In Press Forward by Coury Turczynleave a COMMENT

Q&A: Burke Brewer, founder

Burke Brewer says that she learned at an early age—volunteering at Lakeshore Mental Health Institute—that those with disabilities are often segregated and treated differently. The realization spurred her to graduate from the University of Tennessee with a master’s degree in counseling and to pursue a career in disability advocacy, eventually working in Tennessee’s Vocational Rehabilitation (VR) Services program as a job-placement counselor. But that exposure to bureaucracy almost made her leave human services altogether—until she decided to start her own agency with its own approach to helping those with disabilities find jobs.

Work Matters launched in January 2016 as a solo business; now it has a staff of 13, nine being counselors or special-education teachers licensed in the state of Tennessee. As a for-profit vendor with the VR program, Work Matters receives referrals through the state and is currently serving 50 adult clients. But this summer, armed with a Workforce Innovation and Opportunity Act grant, the agency will soon be launching free “camps” for students with disabilities, age 14-22, to receive job-skills training; parents can apply on the Work Matters website. It’s the first step in the agency’s quest to bring its free training directly to East Tennessee school systems, helping prepare students for life after high school.

To learn more about Work Matters’ Career Exploration Camp, the Work Matters staff will be available for questions and assistance at its School’s Out for Summer Celebration, Tuesday, May 23, 6-9 p.m. at Modern Studio (109 W. Anderson Ave.).

How is what you do now different than what you were doing as a state job-placement counselor?
I think the biggest thing is that there’s a partnership between me and every client—they have my cell phone number because I’m not a state employee. I have more time for them, there’s more of a bond that happens that makes the process a lot easier. Before, [working] with all of these rules set in place, you’re not really able to help people in the way that sometimes you have to. Often times, getting a job is not the big issue. It’s all the other life pieces around it, but as a state employee you’re being looked at for how many people you’ve helped get a job. Well, you have to help the person first, and then the job works out. And so, the change in the service model of not being so numbers-driven and more being people-driven is probably the biggest difference.

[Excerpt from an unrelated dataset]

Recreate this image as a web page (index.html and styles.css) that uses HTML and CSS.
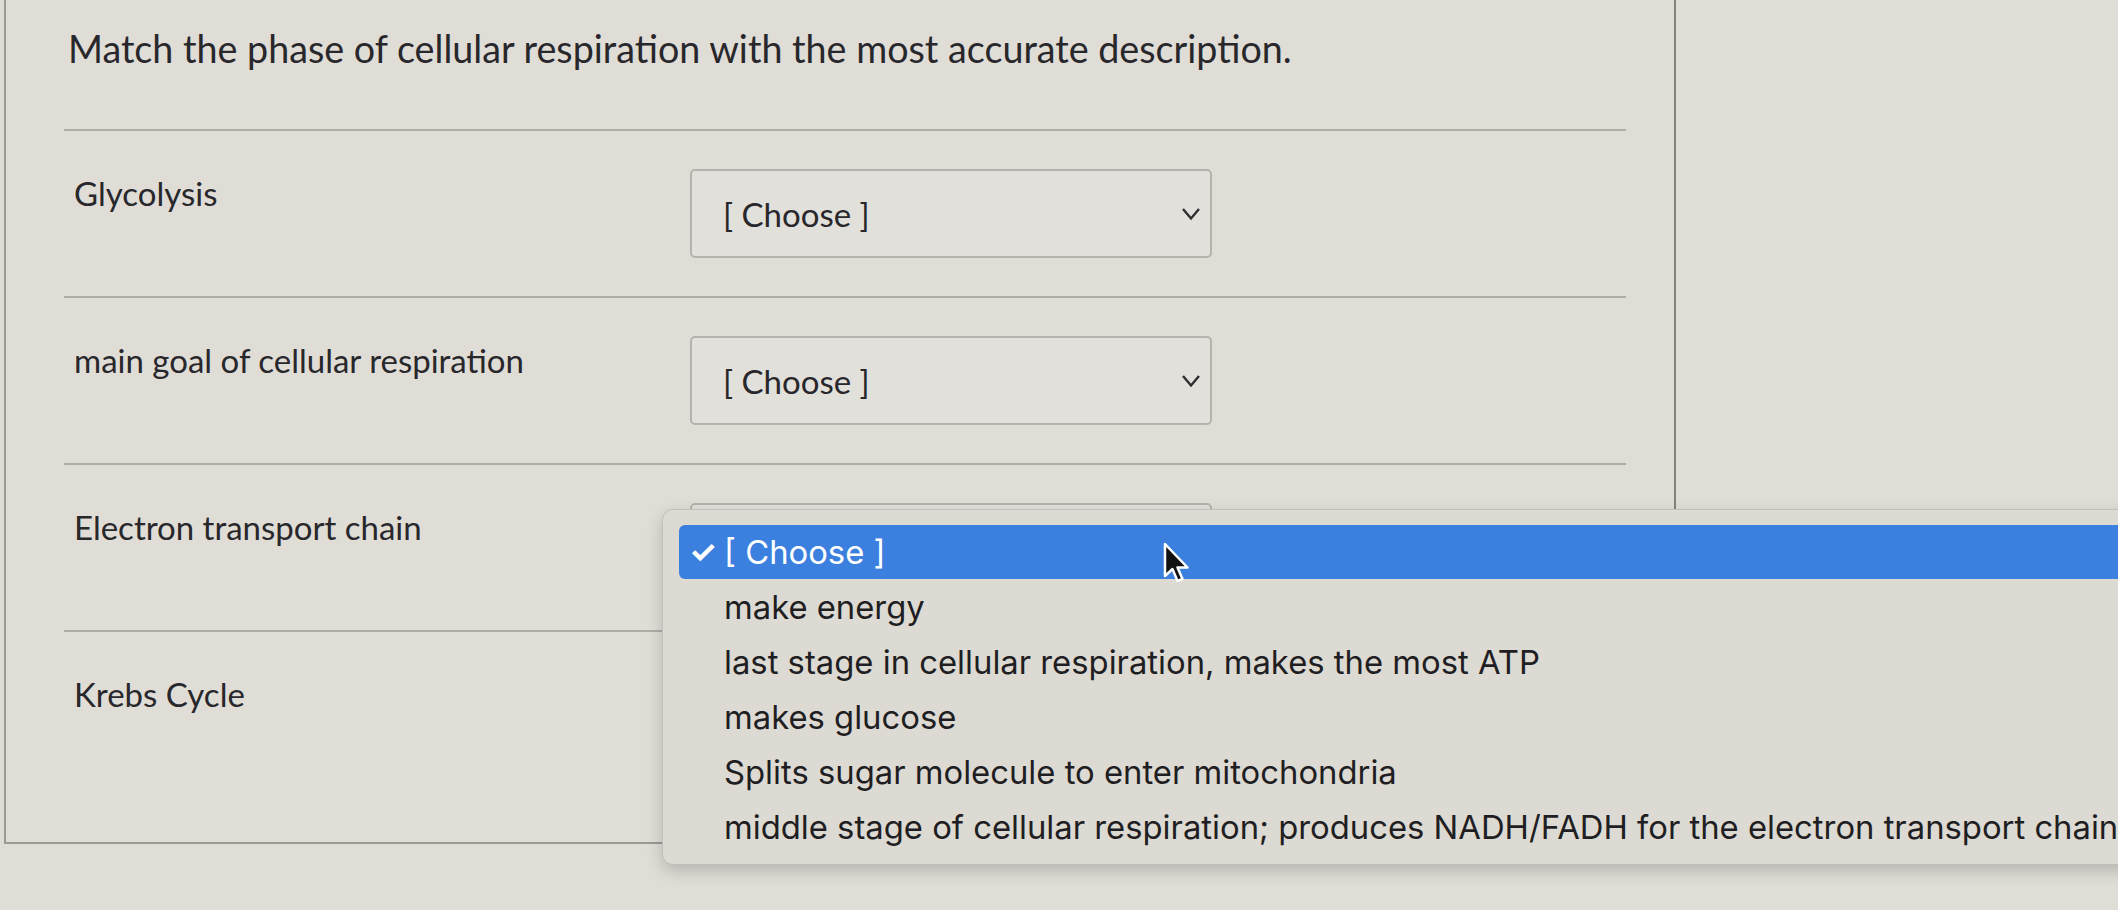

How does Work Matters avoid becoming “numbers-driven”?
I think it’s more being counselors and advocates. It’s saying that these folks deserve to have their stories told and be heard and known in the community, and that we’re there to help them achieve all of their goals rather than just plug them through a system or put them in a job where they won’t be happy just to get our numbers. We also don’t have placement goals, so we want happy, successful clients. I don’t impose [quotas]: “Oh, you have to have 10 successful placements by the end of the year,” because that never worked for anybody. It’s really been a matter of seeing how things are done and then saying, “That’s stupid; we should do it this way,” but never being in a position to do it the other way until now. Sometimes you have to create your own thing to be able to do that.

Unlike other agencies, Work Matters markets itself via social media even though it gets its clients through state referrals—why?
The model is so antiquated that if you help folks with disabilities, you do that sort of in a shroud of darkness and no one knows about it until a Facebook video pops up that gets two million likes: “Wow! These people can get jobs.” Historically, people with disabilities who are looking for work have been sort of kept in the dark—we don’t see them, and we don’t know where they are; the agencies [that help them] are nonprofits, so they’re not really marketing their efforts. It’s kind of this weird, hidden thing that has existed for decades, and part of what we’re trying to do is bring more light to it and more dignity to it. Not everyone with a disability wants to roll silverware and wash toilets. These individuals have goals and dreams and families—or want to have families and want to buy houses and want to have lives just like the rest of us. We need to show the public who we work with and, you know, that they exist.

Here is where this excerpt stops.